GIVEN INSTRUCTION:
Extract all lines containing "that".

■ ■ ■ ■ ■

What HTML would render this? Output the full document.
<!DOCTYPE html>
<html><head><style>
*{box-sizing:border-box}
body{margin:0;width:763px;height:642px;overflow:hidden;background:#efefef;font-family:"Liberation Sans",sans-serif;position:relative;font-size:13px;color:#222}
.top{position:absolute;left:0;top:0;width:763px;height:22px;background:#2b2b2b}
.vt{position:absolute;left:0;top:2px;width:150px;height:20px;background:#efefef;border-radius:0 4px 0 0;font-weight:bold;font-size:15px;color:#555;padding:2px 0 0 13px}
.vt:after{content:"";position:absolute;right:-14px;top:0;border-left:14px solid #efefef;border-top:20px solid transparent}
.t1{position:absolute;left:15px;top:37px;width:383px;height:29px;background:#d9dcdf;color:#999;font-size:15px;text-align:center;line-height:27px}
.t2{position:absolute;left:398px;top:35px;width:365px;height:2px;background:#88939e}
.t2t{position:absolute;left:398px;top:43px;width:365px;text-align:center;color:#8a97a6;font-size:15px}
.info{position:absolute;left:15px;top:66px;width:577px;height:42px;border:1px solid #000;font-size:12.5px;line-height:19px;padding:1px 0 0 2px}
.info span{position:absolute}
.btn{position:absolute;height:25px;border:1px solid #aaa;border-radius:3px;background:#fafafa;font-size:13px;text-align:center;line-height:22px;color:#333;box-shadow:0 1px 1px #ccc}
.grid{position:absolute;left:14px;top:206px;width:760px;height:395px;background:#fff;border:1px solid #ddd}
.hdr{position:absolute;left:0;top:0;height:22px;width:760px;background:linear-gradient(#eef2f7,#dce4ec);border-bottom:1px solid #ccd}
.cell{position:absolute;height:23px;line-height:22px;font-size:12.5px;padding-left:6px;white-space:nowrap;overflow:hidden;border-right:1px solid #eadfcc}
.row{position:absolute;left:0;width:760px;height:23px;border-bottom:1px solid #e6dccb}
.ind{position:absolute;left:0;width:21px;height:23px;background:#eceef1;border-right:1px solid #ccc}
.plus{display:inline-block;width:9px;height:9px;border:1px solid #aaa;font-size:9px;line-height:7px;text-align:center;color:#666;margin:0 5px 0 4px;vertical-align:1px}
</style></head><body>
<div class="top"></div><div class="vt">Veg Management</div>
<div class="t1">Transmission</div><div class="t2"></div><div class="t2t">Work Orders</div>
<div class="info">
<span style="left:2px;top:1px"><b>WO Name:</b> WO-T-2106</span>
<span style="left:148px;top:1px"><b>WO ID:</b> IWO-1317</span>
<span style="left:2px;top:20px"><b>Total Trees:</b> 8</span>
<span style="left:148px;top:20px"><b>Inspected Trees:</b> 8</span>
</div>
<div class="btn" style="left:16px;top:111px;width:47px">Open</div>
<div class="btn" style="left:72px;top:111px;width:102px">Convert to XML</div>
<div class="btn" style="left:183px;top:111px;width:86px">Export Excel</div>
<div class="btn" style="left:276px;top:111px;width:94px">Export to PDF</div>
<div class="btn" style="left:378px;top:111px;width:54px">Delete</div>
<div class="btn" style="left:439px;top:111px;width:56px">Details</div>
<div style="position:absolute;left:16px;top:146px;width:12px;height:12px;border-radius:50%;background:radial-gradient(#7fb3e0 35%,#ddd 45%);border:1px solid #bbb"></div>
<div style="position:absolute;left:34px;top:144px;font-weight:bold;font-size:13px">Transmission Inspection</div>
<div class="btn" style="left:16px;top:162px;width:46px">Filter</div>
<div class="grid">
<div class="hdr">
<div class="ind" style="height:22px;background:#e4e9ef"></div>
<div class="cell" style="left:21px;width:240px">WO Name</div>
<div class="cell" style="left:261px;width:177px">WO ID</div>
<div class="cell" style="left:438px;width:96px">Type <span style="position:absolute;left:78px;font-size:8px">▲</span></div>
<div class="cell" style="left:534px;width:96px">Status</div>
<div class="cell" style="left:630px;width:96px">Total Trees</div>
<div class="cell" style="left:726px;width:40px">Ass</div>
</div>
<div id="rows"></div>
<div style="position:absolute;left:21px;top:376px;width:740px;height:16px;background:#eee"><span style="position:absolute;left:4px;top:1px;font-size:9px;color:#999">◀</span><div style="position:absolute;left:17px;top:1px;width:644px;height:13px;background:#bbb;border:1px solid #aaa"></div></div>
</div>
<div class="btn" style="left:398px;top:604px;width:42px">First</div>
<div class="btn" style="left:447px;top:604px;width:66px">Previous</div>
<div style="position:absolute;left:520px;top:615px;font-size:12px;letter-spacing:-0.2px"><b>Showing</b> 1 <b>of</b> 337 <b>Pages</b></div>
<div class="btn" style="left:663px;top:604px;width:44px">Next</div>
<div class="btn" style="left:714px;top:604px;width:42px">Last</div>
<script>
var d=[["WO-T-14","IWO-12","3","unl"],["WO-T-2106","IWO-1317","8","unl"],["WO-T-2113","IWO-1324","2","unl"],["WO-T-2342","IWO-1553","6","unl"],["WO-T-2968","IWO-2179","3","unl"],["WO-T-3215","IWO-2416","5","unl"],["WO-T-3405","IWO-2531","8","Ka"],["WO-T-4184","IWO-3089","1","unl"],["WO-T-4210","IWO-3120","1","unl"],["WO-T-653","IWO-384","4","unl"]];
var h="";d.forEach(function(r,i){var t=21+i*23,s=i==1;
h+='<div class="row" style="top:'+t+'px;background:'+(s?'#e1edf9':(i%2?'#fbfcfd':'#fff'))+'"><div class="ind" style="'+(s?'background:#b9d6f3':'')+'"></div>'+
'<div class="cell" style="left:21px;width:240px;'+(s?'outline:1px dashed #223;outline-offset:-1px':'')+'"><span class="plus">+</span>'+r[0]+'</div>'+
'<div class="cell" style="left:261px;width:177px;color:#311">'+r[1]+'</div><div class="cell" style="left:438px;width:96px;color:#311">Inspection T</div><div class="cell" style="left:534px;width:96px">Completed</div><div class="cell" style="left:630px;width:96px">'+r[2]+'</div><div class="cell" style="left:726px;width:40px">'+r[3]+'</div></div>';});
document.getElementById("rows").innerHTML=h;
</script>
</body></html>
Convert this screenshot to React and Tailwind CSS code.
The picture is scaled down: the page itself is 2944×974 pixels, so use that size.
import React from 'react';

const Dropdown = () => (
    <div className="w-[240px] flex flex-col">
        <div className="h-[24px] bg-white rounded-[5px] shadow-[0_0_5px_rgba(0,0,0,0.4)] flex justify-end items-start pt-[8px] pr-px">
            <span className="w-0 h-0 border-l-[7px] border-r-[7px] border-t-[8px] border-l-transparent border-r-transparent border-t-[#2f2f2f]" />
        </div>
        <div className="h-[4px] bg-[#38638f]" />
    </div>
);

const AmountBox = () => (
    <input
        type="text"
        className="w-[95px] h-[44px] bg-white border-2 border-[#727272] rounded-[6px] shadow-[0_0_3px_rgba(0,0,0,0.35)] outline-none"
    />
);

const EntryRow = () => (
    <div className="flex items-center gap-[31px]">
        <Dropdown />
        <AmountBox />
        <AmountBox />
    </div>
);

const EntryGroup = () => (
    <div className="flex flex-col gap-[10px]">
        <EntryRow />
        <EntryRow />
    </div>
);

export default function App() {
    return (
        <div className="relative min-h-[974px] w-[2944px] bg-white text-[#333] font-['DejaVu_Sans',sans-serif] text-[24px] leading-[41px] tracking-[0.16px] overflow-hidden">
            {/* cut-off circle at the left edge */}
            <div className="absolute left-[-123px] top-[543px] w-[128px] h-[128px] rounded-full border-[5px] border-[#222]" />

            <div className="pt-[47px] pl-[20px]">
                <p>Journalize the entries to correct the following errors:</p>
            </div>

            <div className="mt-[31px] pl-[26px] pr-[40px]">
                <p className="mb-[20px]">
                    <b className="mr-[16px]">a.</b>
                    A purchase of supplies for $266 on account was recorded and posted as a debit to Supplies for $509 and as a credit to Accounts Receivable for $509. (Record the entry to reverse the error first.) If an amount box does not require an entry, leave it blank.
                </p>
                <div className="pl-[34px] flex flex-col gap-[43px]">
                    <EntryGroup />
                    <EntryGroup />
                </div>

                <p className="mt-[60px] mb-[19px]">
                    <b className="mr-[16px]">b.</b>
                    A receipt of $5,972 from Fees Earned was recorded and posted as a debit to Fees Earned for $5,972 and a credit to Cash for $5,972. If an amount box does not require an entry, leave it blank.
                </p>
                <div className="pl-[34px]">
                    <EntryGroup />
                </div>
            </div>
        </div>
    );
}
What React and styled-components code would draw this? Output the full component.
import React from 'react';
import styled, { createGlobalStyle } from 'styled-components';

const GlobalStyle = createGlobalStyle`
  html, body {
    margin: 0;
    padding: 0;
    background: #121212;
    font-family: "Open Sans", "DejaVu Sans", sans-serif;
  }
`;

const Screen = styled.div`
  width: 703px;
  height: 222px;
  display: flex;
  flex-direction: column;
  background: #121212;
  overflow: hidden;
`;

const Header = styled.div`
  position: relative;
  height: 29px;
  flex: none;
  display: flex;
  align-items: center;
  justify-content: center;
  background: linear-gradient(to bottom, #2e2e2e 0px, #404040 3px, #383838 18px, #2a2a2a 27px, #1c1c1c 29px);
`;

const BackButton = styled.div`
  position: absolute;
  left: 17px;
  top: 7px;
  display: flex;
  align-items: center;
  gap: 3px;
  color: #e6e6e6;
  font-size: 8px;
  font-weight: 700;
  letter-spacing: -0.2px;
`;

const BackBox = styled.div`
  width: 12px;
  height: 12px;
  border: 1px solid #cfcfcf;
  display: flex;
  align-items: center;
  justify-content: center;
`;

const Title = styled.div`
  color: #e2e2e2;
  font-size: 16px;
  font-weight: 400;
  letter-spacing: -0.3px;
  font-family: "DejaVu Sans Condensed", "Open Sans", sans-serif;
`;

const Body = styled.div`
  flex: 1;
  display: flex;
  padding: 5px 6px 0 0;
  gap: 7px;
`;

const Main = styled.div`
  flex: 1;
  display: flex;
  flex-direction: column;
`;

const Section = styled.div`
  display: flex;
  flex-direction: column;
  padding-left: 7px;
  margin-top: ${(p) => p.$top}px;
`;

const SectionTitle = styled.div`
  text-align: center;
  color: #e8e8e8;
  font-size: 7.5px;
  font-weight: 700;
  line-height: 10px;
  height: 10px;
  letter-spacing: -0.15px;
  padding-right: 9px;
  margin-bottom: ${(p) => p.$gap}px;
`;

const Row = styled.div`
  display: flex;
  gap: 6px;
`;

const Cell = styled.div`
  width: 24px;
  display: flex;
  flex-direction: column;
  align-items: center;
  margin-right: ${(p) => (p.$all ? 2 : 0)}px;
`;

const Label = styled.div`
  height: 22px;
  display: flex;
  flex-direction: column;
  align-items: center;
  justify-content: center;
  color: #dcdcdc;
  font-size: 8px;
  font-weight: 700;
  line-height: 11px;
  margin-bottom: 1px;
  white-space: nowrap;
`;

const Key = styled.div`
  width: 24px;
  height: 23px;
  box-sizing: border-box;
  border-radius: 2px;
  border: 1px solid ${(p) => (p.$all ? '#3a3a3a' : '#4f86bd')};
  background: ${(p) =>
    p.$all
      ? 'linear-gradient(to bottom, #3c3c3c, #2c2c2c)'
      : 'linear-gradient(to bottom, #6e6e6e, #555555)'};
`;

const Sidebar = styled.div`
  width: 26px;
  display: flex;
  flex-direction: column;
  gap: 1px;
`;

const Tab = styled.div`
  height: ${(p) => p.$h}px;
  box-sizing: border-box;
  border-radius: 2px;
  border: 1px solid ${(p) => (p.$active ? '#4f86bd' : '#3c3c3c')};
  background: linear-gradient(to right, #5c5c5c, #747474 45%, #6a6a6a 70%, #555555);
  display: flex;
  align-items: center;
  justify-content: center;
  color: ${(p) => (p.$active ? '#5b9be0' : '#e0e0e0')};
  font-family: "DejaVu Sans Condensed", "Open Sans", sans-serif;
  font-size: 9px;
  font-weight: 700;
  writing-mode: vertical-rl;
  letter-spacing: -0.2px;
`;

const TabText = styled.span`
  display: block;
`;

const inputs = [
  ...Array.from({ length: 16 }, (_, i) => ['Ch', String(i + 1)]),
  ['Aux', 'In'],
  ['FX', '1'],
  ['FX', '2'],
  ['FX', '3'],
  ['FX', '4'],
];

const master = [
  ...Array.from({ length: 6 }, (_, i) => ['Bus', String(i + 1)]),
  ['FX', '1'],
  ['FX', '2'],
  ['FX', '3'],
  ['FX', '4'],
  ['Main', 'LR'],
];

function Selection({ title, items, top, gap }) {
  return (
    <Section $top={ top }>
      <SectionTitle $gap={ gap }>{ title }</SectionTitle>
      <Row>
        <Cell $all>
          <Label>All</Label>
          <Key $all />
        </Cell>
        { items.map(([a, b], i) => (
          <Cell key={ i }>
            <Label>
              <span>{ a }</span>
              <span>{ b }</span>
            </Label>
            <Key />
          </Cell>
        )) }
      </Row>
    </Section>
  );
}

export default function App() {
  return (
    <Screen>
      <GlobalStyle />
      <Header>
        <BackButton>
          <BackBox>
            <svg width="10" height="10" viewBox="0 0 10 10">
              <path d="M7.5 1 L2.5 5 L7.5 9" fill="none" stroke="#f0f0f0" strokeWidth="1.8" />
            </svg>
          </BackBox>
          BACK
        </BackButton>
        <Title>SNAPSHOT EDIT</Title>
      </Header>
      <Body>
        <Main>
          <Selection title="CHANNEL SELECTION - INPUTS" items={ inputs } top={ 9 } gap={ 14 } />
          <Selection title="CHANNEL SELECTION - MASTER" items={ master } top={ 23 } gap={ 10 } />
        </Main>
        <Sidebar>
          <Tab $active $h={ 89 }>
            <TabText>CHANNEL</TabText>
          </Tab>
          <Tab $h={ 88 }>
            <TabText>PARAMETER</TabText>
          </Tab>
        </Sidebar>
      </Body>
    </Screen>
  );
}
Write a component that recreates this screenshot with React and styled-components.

■ ■ ■ ■ ■

COMPLETE ANSWER:
The picture is scaled down: the page itself is 2944×974 pixels, so use that size.
Write a component that recreates this screenshot with React and styled-components.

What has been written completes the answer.